* begin *

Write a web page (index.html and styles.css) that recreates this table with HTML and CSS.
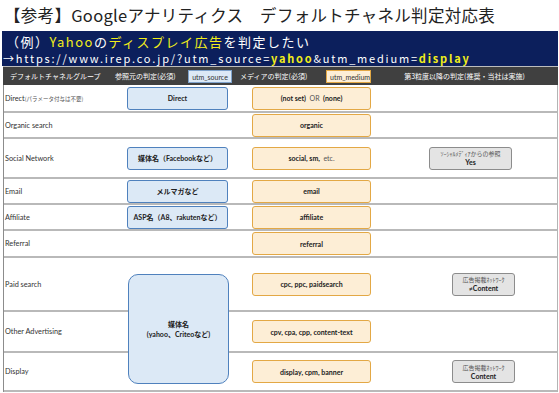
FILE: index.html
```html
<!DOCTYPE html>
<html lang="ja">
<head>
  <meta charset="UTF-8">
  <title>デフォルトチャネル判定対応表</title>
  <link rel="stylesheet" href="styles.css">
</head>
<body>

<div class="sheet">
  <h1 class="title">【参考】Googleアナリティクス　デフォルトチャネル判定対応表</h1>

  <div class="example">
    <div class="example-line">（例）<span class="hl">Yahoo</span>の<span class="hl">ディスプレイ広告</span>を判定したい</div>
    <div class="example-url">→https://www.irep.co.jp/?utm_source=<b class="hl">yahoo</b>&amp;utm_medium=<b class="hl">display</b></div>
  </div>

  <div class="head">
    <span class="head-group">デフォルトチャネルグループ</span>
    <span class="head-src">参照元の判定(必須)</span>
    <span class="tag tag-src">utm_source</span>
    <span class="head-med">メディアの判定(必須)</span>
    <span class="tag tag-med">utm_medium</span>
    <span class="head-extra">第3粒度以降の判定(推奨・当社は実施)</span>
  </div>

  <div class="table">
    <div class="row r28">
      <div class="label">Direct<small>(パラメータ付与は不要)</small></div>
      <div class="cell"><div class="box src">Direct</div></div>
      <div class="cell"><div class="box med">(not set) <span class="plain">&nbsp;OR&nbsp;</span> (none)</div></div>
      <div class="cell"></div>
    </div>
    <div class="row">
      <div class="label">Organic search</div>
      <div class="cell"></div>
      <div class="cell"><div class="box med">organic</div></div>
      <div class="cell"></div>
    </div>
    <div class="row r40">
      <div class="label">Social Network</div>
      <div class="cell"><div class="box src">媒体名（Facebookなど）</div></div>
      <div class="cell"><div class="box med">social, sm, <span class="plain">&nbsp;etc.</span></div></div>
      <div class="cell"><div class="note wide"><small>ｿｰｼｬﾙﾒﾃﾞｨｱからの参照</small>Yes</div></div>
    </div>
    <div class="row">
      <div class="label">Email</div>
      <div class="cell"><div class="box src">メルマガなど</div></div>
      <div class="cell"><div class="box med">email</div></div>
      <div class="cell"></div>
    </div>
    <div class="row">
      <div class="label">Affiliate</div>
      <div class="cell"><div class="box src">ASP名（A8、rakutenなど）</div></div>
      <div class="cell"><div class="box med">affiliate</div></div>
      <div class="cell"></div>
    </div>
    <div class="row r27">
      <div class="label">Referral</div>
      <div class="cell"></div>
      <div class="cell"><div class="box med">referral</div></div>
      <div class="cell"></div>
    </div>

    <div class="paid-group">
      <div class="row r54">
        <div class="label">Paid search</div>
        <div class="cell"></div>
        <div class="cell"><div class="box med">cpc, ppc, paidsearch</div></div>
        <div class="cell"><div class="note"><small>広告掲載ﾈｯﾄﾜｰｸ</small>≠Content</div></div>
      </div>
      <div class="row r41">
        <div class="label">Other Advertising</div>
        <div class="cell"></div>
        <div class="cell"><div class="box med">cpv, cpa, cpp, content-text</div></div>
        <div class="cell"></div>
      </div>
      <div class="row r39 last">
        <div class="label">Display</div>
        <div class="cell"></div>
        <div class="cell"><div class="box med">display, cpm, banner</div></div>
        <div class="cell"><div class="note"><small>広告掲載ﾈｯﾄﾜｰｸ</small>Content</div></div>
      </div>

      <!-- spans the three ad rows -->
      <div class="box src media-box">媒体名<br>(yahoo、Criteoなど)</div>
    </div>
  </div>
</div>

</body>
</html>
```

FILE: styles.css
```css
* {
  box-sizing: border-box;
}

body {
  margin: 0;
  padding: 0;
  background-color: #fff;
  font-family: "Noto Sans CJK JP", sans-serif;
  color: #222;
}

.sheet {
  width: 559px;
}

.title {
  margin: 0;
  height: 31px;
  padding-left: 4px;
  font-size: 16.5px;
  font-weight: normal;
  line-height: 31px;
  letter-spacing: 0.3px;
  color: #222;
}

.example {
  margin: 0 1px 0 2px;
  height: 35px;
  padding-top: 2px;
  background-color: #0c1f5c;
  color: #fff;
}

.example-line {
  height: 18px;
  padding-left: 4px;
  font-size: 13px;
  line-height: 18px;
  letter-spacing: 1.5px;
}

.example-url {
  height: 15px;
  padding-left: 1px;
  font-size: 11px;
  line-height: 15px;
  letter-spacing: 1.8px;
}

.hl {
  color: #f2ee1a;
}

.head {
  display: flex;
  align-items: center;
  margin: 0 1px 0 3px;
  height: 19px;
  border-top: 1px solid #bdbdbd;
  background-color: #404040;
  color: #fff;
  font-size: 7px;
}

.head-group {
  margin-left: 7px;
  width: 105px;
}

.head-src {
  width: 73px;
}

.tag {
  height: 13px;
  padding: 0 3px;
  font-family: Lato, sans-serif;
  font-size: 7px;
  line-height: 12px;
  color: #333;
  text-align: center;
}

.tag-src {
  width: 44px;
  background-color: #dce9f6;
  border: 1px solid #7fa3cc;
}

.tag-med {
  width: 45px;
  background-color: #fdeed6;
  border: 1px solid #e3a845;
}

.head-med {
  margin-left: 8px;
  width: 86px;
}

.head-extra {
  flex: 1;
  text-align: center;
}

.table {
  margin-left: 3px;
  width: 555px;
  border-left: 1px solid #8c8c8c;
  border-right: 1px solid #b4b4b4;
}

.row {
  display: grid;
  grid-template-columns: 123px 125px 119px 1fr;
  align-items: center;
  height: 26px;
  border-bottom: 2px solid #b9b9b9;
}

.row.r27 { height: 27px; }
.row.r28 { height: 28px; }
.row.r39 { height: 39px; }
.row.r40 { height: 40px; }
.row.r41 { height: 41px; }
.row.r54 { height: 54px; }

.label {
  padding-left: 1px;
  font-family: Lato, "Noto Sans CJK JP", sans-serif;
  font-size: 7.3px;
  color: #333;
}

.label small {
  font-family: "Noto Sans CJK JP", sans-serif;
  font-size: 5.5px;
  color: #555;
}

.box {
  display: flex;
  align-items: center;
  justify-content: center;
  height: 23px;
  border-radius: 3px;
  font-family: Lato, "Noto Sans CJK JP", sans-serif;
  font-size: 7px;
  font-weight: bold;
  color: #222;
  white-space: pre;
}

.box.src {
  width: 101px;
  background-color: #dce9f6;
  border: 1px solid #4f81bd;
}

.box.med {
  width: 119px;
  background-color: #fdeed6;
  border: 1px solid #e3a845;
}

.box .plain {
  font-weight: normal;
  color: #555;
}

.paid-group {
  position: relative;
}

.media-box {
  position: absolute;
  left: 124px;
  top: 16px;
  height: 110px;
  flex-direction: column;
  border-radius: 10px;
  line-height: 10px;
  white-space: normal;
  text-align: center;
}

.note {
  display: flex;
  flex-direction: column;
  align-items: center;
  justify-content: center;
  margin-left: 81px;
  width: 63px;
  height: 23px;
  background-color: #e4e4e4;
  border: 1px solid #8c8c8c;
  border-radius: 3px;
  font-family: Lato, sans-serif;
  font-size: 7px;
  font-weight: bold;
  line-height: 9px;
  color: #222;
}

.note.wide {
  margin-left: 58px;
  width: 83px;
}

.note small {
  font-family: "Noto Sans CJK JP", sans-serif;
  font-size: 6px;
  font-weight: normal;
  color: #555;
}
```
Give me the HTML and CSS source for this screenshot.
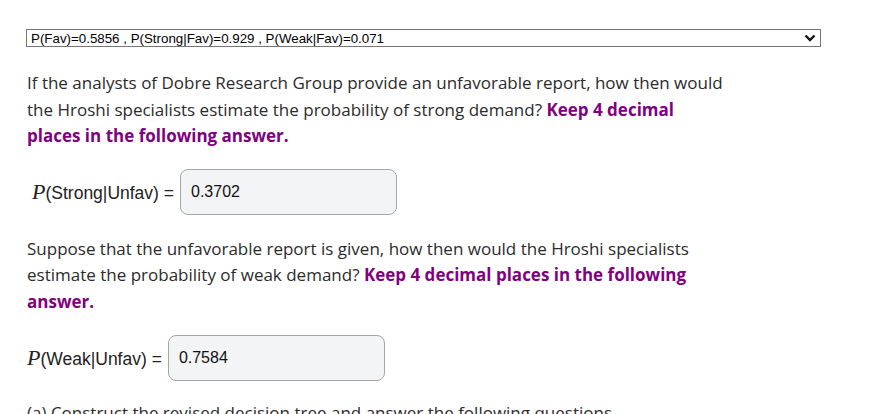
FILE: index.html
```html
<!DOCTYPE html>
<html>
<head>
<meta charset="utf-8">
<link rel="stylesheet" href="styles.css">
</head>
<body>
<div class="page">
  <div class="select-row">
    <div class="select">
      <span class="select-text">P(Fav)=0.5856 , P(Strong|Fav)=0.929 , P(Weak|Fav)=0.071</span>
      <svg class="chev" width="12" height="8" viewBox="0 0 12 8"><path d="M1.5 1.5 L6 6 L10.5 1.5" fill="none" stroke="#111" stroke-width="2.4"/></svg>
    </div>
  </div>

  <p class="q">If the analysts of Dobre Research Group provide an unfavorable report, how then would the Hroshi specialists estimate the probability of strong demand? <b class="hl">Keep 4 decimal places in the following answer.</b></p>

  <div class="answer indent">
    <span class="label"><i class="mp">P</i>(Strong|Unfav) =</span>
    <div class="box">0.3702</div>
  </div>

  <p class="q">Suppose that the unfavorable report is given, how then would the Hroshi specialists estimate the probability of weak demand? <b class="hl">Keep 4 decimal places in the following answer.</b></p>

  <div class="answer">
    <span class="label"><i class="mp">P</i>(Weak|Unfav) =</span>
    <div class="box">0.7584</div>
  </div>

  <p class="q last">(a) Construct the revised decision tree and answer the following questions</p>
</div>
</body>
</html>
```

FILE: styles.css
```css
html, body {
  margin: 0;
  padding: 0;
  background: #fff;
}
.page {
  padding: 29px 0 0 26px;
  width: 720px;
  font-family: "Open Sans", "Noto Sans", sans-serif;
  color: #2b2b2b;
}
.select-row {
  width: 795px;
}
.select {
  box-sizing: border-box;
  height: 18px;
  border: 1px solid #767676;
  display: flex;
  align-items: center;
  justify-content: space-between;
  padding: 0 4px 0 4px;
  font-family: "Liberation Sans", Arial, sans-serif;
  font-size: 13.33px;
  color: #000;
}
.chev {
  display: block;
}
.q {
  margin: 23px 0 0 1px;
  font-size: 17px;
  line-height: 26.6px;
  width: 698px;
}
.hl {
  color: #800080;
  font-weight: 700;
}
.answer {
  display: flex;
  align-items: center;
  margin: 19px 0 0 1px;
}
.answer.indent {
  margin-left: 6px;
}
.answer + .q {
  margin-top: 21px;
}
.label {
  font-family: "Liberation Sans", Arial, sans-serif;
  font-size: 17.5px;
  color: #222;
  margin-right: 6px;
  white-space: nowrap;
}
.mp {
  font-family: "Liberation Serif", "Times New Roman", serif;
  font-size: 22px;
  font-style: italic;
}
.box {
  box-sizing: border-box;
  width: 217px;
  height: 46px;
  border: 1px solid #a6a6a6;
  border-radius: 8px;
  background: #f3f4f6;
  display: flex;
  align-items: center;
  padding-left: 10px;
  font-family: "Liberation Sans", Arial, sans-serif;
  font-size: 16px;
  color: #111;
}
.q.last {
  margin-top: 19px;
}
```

* end *

* [WHAT YOU ARE ASKED TO DO]:
Count each line of the data where the word "styles" appears, then reply with the total only.

* [ANSWER TO THE EXERCISE]:
5